begin Recorded information
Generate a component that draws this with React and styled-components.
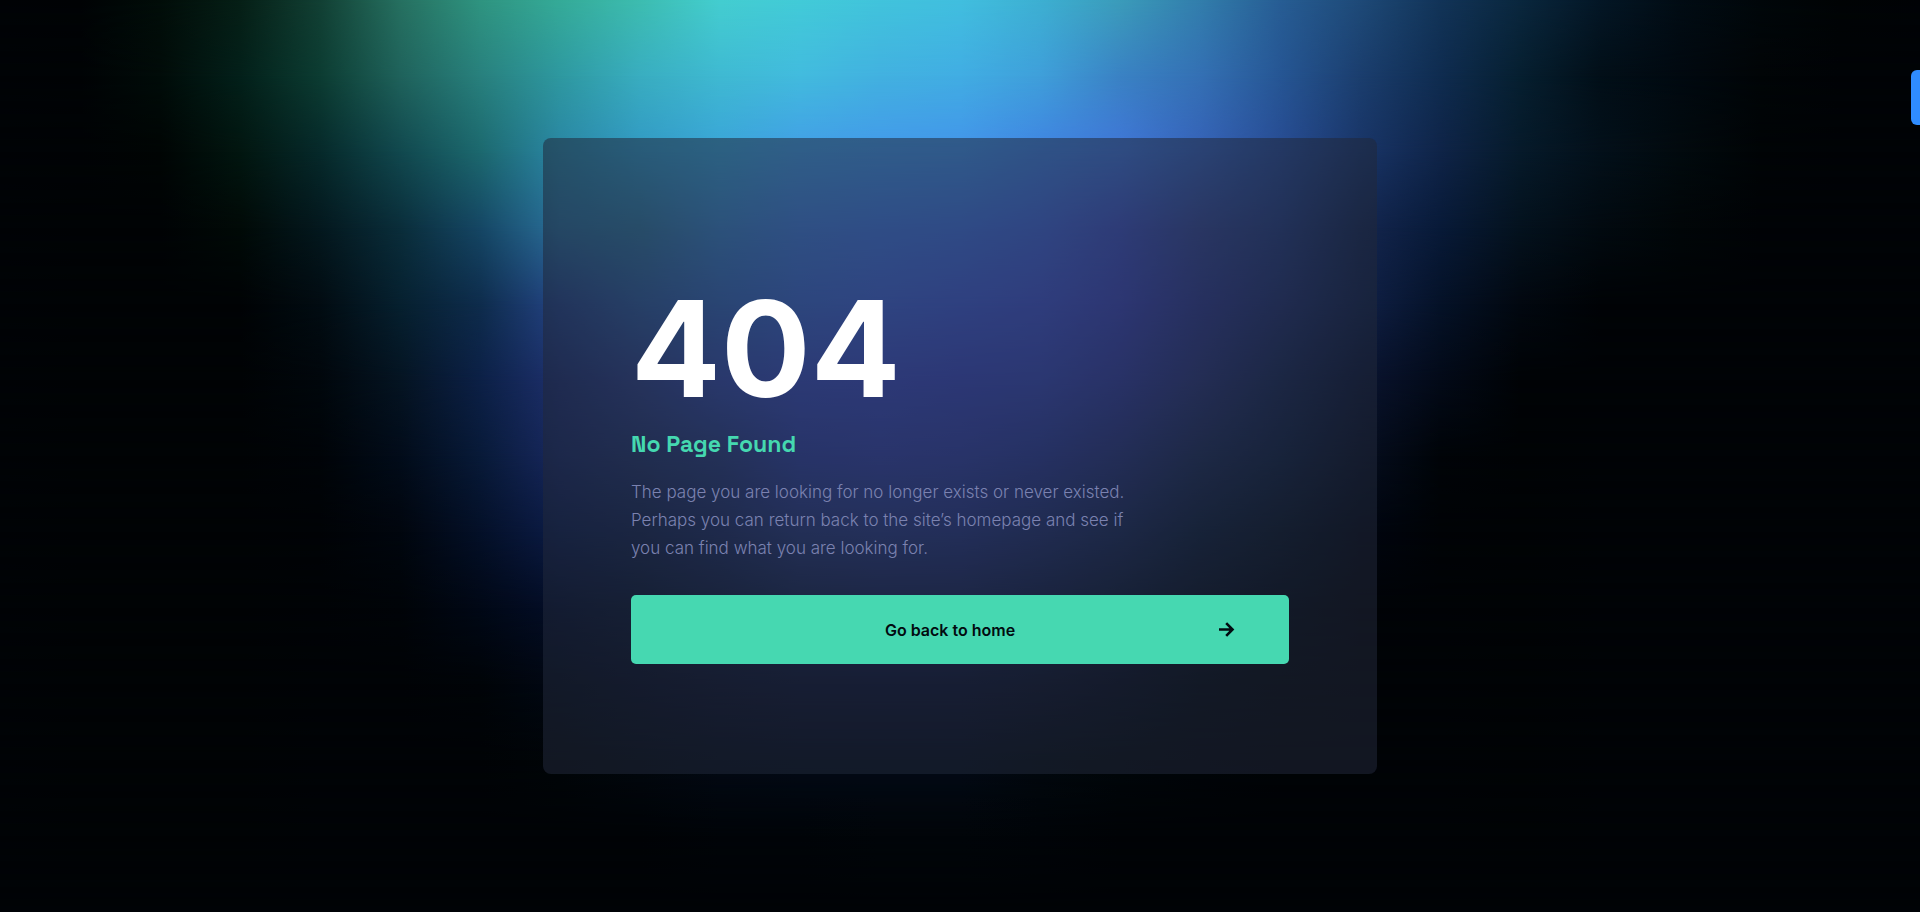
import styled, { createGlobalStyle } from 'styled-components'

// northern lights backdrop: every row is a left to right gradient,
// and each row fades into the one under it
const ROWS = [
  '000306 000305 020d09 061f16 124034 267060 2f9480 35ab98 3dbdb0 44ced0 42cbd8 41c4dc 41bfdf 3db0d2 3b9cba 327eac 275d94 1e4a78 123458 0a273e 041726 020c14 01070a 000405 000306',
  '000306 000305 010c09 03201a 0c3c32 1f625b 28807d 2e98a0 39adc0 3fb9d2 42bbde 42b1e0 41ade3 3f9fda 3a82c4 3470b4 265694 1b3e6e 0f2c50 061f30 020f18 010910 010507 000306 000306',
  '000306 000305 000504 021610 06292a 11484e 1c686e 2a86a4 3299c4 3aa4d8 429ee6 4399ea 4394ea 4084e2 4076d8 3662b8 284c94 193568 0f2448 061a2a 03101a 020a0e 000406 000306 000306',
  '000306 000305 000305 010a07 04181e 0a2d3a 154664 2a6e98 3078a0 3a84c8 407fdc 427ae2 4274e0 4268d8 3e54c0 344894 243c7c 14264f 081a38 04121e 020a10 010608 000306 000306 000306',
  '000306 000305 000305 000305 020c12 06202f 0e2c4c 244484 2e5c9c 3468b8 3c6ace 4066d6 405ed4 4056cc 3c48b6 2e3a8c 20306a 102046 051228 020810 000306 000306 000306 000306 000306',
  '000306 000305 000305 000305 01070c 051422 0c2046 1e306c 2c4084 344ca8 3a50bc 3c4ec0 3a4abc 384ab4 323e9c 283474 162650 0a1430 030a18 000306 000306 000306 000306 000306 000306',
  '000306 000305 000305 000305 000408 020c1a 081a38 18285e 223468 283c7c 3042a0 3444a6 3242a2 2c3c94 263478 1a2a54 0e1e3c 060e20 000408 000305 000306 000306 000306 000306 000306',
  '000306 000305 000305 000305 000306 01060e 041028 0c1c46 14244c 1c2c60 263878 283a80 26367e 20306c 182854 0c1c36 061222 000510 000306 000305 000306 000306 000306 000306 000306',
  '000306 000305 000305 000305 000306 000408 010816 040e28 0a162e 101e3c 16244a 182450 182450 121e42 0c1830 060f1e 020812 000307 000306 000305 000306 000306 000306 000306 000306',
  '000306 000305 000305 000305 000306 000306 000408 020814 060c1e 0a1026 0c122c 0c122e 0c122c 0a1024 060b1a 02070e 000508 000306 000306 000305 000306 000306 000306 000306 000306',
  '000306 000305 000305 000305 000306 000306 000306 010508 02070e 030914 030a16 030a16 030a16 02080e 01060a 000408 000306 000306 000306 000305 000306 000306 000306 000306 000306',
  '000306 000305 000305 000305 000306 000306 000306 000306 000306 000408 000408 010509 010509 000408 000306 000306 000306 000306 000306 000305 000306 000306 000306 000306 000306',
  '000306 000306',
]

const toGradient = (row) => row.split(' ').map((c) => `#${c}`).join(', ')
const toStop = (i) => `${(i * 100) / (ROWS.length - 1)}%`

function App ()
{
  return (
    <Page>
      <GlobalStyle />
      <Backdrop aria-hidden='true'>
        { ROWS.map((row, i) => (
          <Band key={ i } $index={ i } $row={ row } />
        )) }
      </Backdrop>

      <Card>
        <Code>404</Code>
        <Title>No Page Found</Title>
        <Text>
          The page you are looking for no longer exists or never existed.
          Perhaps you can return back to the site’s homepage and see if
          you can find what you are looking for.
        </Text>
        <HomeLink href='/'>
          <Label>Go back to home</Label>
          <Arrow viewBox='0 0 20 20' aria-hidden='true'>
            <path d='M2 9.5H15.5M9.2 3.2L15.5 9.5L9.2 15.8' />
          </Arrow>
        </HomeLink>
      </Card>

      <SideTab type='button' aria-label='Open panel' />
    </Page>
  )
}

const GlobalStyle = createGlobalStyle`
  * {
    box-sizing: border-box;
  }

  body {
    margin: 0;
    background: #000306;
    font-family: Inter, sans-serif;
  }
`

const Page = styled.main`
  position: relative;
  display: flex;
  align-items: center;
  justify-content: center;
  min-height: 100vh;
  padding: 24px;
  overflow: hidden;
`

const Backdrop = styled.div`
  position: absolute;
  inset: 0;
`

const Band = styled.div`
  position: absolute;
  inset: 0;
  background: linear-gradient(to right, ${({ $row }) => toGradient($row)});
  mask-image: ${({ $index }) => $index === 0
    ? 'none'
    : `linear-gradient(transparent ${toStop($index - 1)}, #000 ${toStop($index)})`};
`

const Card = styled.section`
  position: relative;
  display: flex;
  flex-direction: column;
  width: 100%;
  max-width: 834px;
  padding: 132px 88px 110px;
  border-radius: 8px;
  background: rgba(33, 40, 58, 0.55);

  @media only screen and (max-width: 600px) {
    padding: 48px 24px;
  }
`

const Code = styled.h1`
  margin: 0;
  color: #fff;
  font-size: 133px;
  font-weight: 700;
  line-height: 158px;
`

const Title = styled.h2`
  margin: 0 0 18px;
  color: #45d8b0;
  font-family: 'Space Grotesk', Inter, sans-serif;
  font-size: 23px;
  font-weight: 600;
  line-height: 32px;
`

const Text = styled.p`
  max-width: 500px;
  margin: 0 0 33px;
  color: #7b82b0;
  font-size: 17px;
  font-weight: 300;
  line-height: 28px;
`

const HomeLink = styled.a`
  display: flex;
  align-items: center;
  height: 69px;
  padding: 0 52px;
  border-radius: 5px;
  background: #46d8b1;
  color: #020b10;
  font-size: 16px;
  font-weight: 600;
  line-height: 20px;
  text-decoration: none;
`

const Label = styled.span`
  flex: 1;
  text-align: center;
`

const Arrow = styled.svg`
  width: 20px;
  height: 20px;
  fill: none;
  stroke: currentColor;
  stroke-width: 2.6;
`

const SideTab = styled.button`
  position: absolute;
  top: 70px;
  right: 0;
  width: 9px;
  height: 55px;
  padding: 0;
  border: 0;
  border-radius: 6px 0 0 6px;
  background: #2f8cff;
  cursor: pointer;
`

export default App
end Recorded information
◆ **Exercise aim**
Leave out the pictures and give the listing above again exactly.

◆ **Finished answer**
Generate a component that draws this with React and styled-components.
import styled, { createGlobalStyle } from 'styled-components'

// northern lights backdrop: every row is a left to right gradient,
// and each row fades into the one under it
const ROWS = [
  '000306 000305 020d09 061f16 124034 267060 2f9480 35ab98 3dbdb0 44ced0 42cbd8 41c4dc 41bfdf 3db0d2 3b9cba 327eac 275d94 1e4a78 123458 0a273e 041726 020c14 01070a 000405 000306',
  '000306 000305 010c09 03201a 0c3c32 1f625b 28807d 2e98a0 39adc0 3fb9d2 42bbde 42b1e0 41ade3 3f9fda 3a82c4 3470b4 265694 1b3e6e 0f2c50 061f30 020f18 010910 010507 000306 000306',
  '000306 000305 000504 021610 06292a 11484e 1c686e 2a86a4 3299c4 3aa4d8 429ee6 4399ea 4394ea 4084e2 4076d8 3662b8 284c94 193568 0f2448 061a2a 03101a 020a0e 000406 000306 000306',
  '000306 000305 000305 010a07 04181e 0a2d3a 154664 2a6e98 3078a0 3a84c8 407fdc 427ae2 4274e0 4268d8 3e54c0 344894 243c7c 14264f 081a38 04121e 020a10 010608 000306 000306 000306',
  '000306 000305 000305 000305 020c12 06202f 0e2c4c 244484 2e5c9c 3468b8 3c6ace 4066d6 405ed4 4056cc 3c48b6 2e3a8c 20306a 102046 051228 020810 000306 000306 000306 000306 000306',
  '000306 000305 000305 000305 01070c 051422 0c2046 1e306c 2c4084 344ca8 3a50bc 3c4ec0 3a4abc 384ab4 323e9c 283474 162650 0a1430 030a18 000306 000306 000306 000306 000306 000306',
  '000306 000305 000305 000305 000408 020c1a 081a38 18285e 223468 283c7c 3042a0 3444a6 3242a2 2c3c94 263478 1a2a54 0e1e3c 060e20 000408 000305 000306 000306 000306 000306 000306',
  '000306 000305 000305 000305 000306 01060e 041028 0c1c46 14244c 1c2c60 263878 283a80 26367e 20306c 182854 0c1c36 061222 000510 000306 000305 000306 000306 000306 000306 000306',
  '000306 000305 000305 000305 000306 000408 010816 040e28 0a162e 101e3c 16244a 182450 182450 121e42 0c1830 060f1e 020812 000307 000306 000305 000306 000306 000306 000306 000306',
  '000306 000305 000305 000305 000306 000306 000408 020814 060c1e 0a1026 0c122c 0c122e 0c122c 0a1024 060b1a 02070e 000508 000306 000306 000305 000306 000306 000306 000306 000306',
  '000306 000305 000305 000305 000306 000306 000306 010508 02070e 030914 030a16 030a16 030a16 02080e 01060a 000408 000306 000306 000306 000305 000306 000306 000306 000306 000306',
  '000306 000305 000305 000305 000306 000306 000306 000306 000306 000408 000408 010509 010509 000408 000306 000306 000306 000306 000306 000305 000306 000306 000306 000306 000306',
  '000306 000306',
]

const toGradient = (row) => row.split(' ').map((c) => `#${c}`).join(', ')
const toStop = (i) => `${(i * 100) / (ROWS.length - 1)}%`

function App ()
{
  return (
    <Page>
      <GlobalStyle />
      <Backdrop aria-hidden='true'>
        { ROWS.map((row, i) => (
          <Band key={ i } $index={ i } $row={ row } />
        )) }
      </Backdrop>

      <Card>
        <Code>404</Code>
        <Title>No Page Found</Title>
        <Text>
          The page you are looking for no longer exists or never existed.
          Perhaps you can return back to the site’s homepage and see if
          you can find what you are looking for.
        </Text>
        <HomeLink href='/'>
          <Label>Go back to home</Label>
          <Arrow viewBox='0 0 20 20' aria-hidden='true'>
            <path d='M2 9.5H15.5M9.2 3.2L15.5 9.5L9.2 15.8' />
          </Arrow>
        </HomeLink>
      </Card>

      <SideTab type='button' aria-label='Open panel' />
    </Page>
  )
}

const GlobalStyle = createGlobalStyle`
  * {
    box-sizing: border-box;
  }

  body {
    margin: 0;
    background: #000306;
    font-family: Inter, sans-serif;
  }
`

const Page = styled.main`
  position: relative;
  display: flex;
  align-items: center;
  justify-content: center;
  min-height: 100vh;
  padding: 24px;
  overflow: hidden;
`

const Backdrop = styled.div`
  position: absolute;
  inset: 0;
`

const Band = styled.div`
  position: absolute;
  inset: 0;
  background: linear-gradient(to right, ${({ $row }) => toGradient($row)});
  mask-image: ${({ $index }) => $index === 0
    ? 'none'
    : `linear-gradient(transparent ${toStop($index - 1)}, #000 ${toStop($index)})`};
`

const Card = styled.section`
  position: relative;
  display: flex;
  flex-direction: column;
  width: 100%;
  max-width: 834px;
  padding: 132px 88px 110px;
  border-radius: 8px;
  background: rgba(33, 40, 58, 0.55);

  @media only screen and (max-width: 600px) {
    padding: 48px 24px;
  }
`

const Code = styled.h1`
  margin: 0;
  color: #fff;
  font-size: 133px;
  font-weight: 700;
  line-height: 158px;
`

const Title = styled.h2`
  margin: 0 0 18px;
  color: #45d8b0;
  font-family: 'Space Grotesk', Inter, sans-serif;
  font-size: 23px;
  font-weight: 600;
  line-height: 32px;
`

const Text = styled.p`
  max-width: 500px;
  margin: 0 0 33px;
  color: #7b82b0;
  font-size: 17px;
  font-weight: 300;
  line-height: 28px;
`

const HomeLink = styled.a`
  display: flex;
  align-items: center;
  height: 69px;
  padding: 0 52px;
  border-radius: 5px;
  background: #46d8b1;
  color: #020b10;
  font-size: 16px;
  font-weight: 600;
  line-height: 20px;
  text-decoration: none;
`

const Label = styled.span`
  flex: 1;
  text-align: center;
`

const Arrow = styled.svg`
  width: 20px;
  height: 20px;
  fill: none;
  stroke: currentColor;
  stroke-width: 2.6;
`

const SideTab = styled.button`
  position: absolute;
  top: 70px;
  right: 0;
  width: 9px;
  height: 55px;
  padding: 0;
  border: 0;
  border-radius: 6px 0 0 6px;
  background: #2f8cff;
  cursor: pointer;
`

export default App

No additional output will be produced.